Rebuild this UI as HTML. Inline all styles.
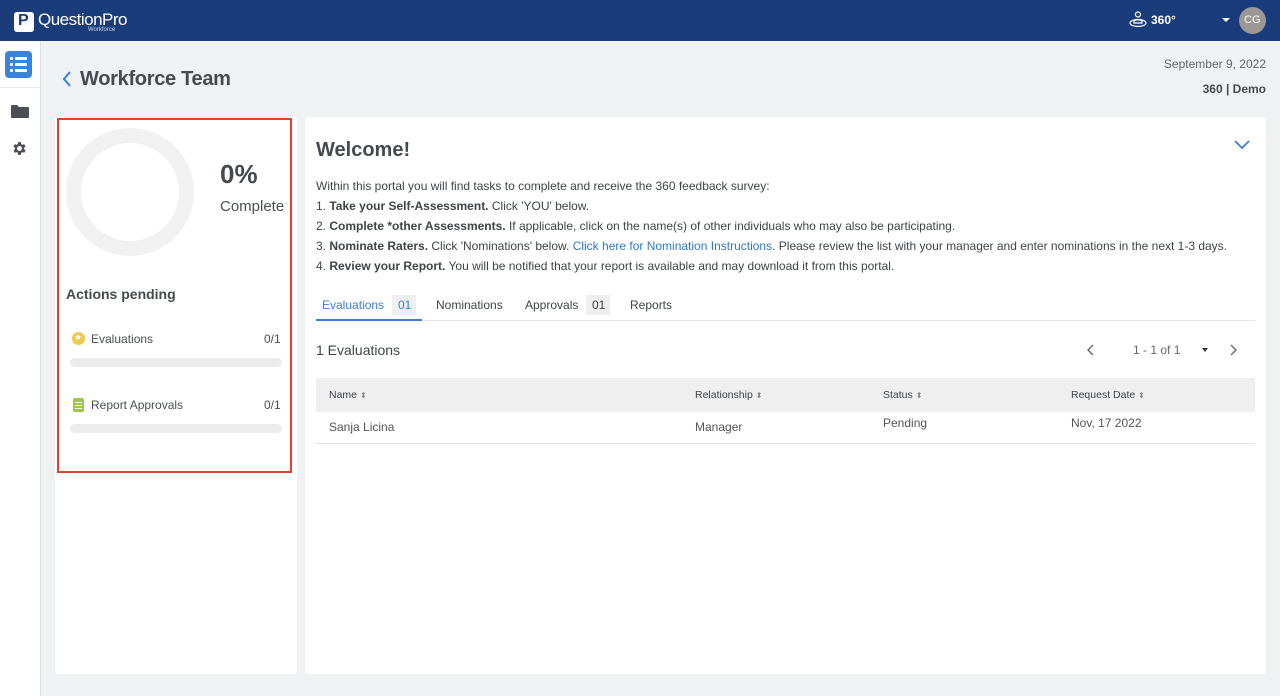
<!DOCTYPE html>
<html><head><meta charset="utf-8"><style>
*{box-sizing:border-box;margin:0;padding:0}
body{width:1280px;height:696px;overflow:hidden;background:#eff1f3;font-family:"Liberation Sans",sans-serif;color:#3f4449;position:relative}
.hdr{position:absolute;left:0;top:0;width:1280px;height:41px;background:#1b3c7a}
.side{position:absolute;left:0;top:41px;width:41px;height:655px;background:#fff;border-right:1px solid #dde0e3}
.abs{position:absolute}
.card{position:absolute;background:#fff;border-radius:3px}
.t{position:absolute;white-space:nowrap}
.bar{position:absolute;height:9px;border-radius:5px;background:#ececec}
.s{font-size:8px;color:#888}
</style></head><body>
<div class="hdr">
 <div class="abs" style="left:14px;top:12px;width:20px;height:20px;background:#fff;border-radius:3px"></div>
 <div class="t" style="left:18px;top:12px;font-size:16px;font-weight:bold;color:#1b3c7a">P</div>
 <div class="t" style="left:38px;top:10px;font-size:17px;color:#fff;letter-spacing:-0.5px">QuestionPro</div>
 <div class="t" style="left:88px;top:27px;font-size:6px;color:#cfd8ea">Workforce</div>
 <svg class="abs" style="left:1128px;top:11px" width="20" height="18" viewBox="0 0 20 18" fill="none" stroke="#fff" stroke-width="1.2"><circle cx="10" cy="3.5" r="2.5"/><path d="M6 11c0-3 8-3 8 0v1H6z"/><ellipse cx="10" cy="12" rx="8" ry="3.5"/></svg>
 <div class="t" style="left:1151px;top:13px;font-size:12px;font-weight:bold;color:#fff">360°</div>
 <div class="abs" style="left:1222px;top:18px;border-left:4px solid transparent;border-right:4px solid transparent;border-top:4px solid #fff"></div>
 <div class="abs" style="left:1239px;top:7px;width:27px;height:27px;border-radius:50%;background:#9b9794"></div>
 <div class="t" style="left:1244px;top:14px;font-size:11px;color:#fff">CG</div>
</div>
<div class="side">
 <div class="abs" style="left:5px;top:10px;width:27px;height:27px;background:#3b82d9;border-radius:4px"></div>
 <svg class="abs" style="left:10px;top:16px" width="17" height="15" viewBox="0 0 17 15" fill="#fff"><rect x="0" y="0" width="3" height="3" rx="1"/><rect x="5" y="0" width="12" height="3" rx="1"/><rect x="0" y="6" width="3" height="3" rx="1"/><rect x="5" y="6" width="12" height="3" rx="1"/><rect x="0" y="12" width="3" height="3" rx="1"/><rect x="5" y="12" width="12" height="3" rx="1"/></svg>
 <div class="abs" style="left:0;top:46px;width:40px;height:1px;background:#e5e7ea"></div>
 <svg class="abs" style="left:11px;top:63px" width="18" height="14" viewBox="0 0 18 14" fill="#4a4f55"><path d="M0 2a1 1 0 0 1 1-1h5l2 2h9a1 1 0 0 1 1 1v9a1 1 0 0 1-1 1H1a1 1 0 0 1-1-1z"/></svg>
 <svg class="abs" style="left:11px;top:99px" width="17" height="17" viewBox="0 0 24 24" fill="#4a4f55"><path d="M19.4 13a7.5 7.5 0 0 0 0-2l2.1-1.6-2-3.5-2.5 1a7 7 0 0 0-1.7-1L15 3h-4l-.4 2.9a7 7 0 0 0-1.7 1l-2.5-1-2 3.5L6.6 11a7.5 7.5 0 0 0 0 2l-2.1 1.6 2 3.5 2.5-1a7 7 0 0 0 1.7 1L11 21h4l.4-2.9a7 7 0 0 0 1.7-1l2.5 1 2-3.5zM13 15.5a3.5 3.5 0 1 1 0-7 3.5 3.5 0 0 1 0 7z" transform="translate(-1 0)"/></svg>
</div>
<svg class="abs" style="left:62px;top:71px" width="10" height="16" viewBox="0 0 10 16" fill="none" stroke="#3b7fd0" stroke-width="2"><path d="M8 1L2 8l6 7"/></svg>
<div class="t" style="left:80px;top:68px;font-size:20px;font-weight:bold;color:#454a50;letter-spacing:-0.3px">Workforce Team</div>
<div class="t" style="right:14px;top:57px;font-size:12px;color:#666">September 9, 2022</div>
<div class="t" style="right:14px;top:82px;font-size:12px;font-weight:bold;color:#454a50">360 | Demo</div>

<div class="card" style="left:55px;top:117px;width:242px;height:557px"></div>
<div class="abs" style="left:57px;top:118px;width:235px;height:355px;border:2px solid #d9452e"></div>
<div class="abs" style="left:66px;top:128px;width:128px;height:128px;border-radius:50%;border:15px solid #f1f1f1"></div>
<div class="t" style="left:220px;top:159px;font-size:26px;font-weight:bold;color:#454a50">0%</div>
<div class="t" style="left:220px;top:198px;font-size:15px;color:#4a4f55">Complete</div>
<div class="t" style="left:66px;top:286px;font-size:14px;font-weight:bold;color:#454a50">Actions pending</div>
<div class="abs" style="left:72px;top:332px;width:13px;height:13px;border-radius:50%;background:#f2c94c"></div>
<div class="t" style="left:74px;top:332px;font-size:9px;color:#fff">★</div>
<div class="t" style="left:91px;top:332px;font-size:12px;color:#4a4f55">Evaluations</div>
<div class="t" style="left:264px;top:332px;font-size:12px;color:#4a4f55">0/1</div>
<div class="bar" style="left:70px;top:358px;width:212px"></div>
<div class="abs" style="left:73px;top:398px;width:11px;height:14px;border-radius:2px;background:#9ec74a"></div>
<div class="abs" style="left:75px;top:402px;width:7px;height:1px;background:#fff;box-shadow:0 3px 0 #fff,0 6px 0 #fff"></div>
<div class="t" style="left:91px;top:398px;font-size:12px;color:#4a4f55">Report Approvals</div>
<div class="t" style="left:264px;top:398px;font-size:12px;color:#4a4f55">0/1</div>
<div class="bar" style="left:70px;top:424px;width:212px"></div>

<div class="card" style="left:305px;top:117px;width:961px;height:557px"></div>
<div class="t" style="left:316px;top:139px;font-size:20px;font-weight:bold;color:#454a50">Welcome!</div>
<svg class="abs" style="left:1234px;top:140px" width="16" height="10" viewBox="0 0 16 10" fill="none" stroke="#3b7fd0" stroke-width="1.8"><path d="M1 1l7 7 7-7"/></svg>
<div class="abs" style="left:316px;top:176px;font-size:12px;line-height:20px;color:#3f4449;white-space:nowrap">
Within this portal you will find tasks to complete and receive the 360 feedback survey:<br>
1. <b>Take your Self-Assessment.</b> Click 'YOU' below.<br>
2. <b>Complete *other Assessments.</b> If applicable, click on the name(s) of other individuals who may also be participating.<br>
3. <b>Nominate Raters.</b> Click 'Nominations' below. <span style="color:#2f78c4">Click here for Nomination Instructions</span>. Please review the list with your manager and enter nominations in the next 1-3 days.<br>
4. <b>Review your Report.</b> You will be notified that your report is available and may download it from this portal.
</div>
<div class="t" style="left:322px;top:298px;font-size:12px;color:#3b7fd0">Evaluations</div>
<div class="abs" style="left:392px;top:295px;width:24px;height:20px;background:#efefef"></div>
<div class="t" style="left:398px;top:298px;font-size:12px;color:#3b7fd0">01</div>
<div class="t" style="left:436px;top:298px;font-size:12px;color:#3f4449">Nominations</div>
<div class="t" style="left:525px;top:298px;font-size:12px;color:#3f4449">Approvals</div>
<div class="abs" style="left:586px;top:295px;width:24px;height:20px;background:#efefef"></div>
<div class="t" style="left:592px;top:298px;font-size:12px;color:#3f4449">01</div>
<div class="t" style="left:630px;top:298px;font-size:12px;color:#3f4449">Reports</div>
<div class="abs" style="left:316px;top:320px;width:939px;height:1px;background:#e3e3e3"></div>
<div class="abs" style="left:316px;top:319px;width:106px;height:2px;background:#3b7fd0"></div>
<div class="t" style="left:316px;top:342px;font-size:14px;color:#3f4449">1 Evaluations</div>
<svg class="abs" style="left:1087px;top:344px" width="8" height="12" viewBox="0 0 8 12" fill="none" stroke="#666" stroke-width="1.4"><path d="M6 1L1 6l5 5"/></svg>
<div class="t" style="left:1133px;top:343px;font-size:12px;color:#666">1 - 1 of 1</div>
<div class="abs" style="left:1202px;top:348px;border-left:3.5px solid transparent;border-right:3.5px solid transparent;border-top:4px solid #333"></div>
<svg class="abs" style="left:1229px;top:344px" width="8" height="12" viewBox="0 0 8 12" fill="none" stroke="#666" stroke-width="1.4"><path d="M2 1l5 5-5 5"/></svg>
<div class="abs" style="left:316px;top:378px;width:939px;height:34px;background:#efefef"></div>
<div class="t" style="left:329px;top:389px;font-size:10.5px;color:#3f4449">Name <span class="s">⬍</span></div>
<div class="t" style="left:695px;top:389px;font-size:10.5px;color:#3f4449">Relationship <span class="s">⬍</span></div>
<div class="t" style="left:883px;top:389px;font-size:10.5px;color:#3f4449">Status <span class="s">⬍</span></div>
<div class="t" style="left:1071px;top:389px;font-size:10.5px;color:#3f4449">Request Date <span class="s">⬍</span></div>
<div class="t" style="left:329px;top:420px;font-size:12px;color:#555">Sanja Licina</div>
<div class="t" style="left:695px;top:420px;font-size:12px;color:#555">Manager</div>
<div class="t" style="left:883px;top:416px;font-size:12px;color:#555">Pending</div>
<div class="t" style="left:1071px;top:416px;font-size:12px;color:#555">Nov, 17 2022</div>
<div class="abs" style="left:316px;top:443px;width:939px;height:1px;background:#e3e3e3"></div>
</body></html>
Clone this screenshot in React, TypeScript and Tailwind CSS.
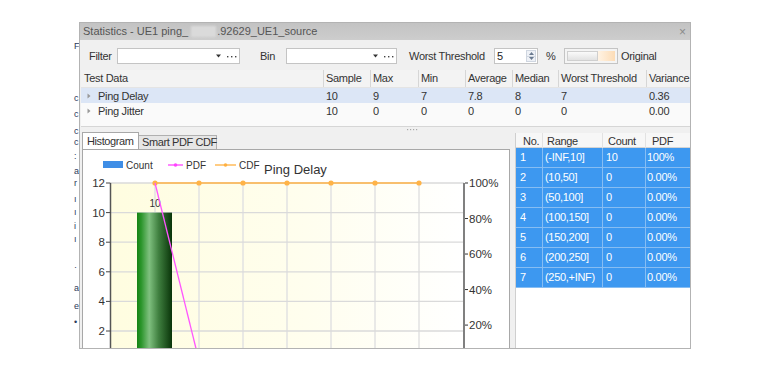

* The request *
Check each line above for the string "this" and show the ones that have it.

* Exercise result *
Rebuild this UI as HTML. Inline all styles.
Within this portal you will find tasks to complete and receive the 360 feedback survey:<br>
4. <b>Review your Report.</b> You will be notified that your report is available and may download it from this portal.
Clone this screenshot in React, TypeScript and Tailwind CSS.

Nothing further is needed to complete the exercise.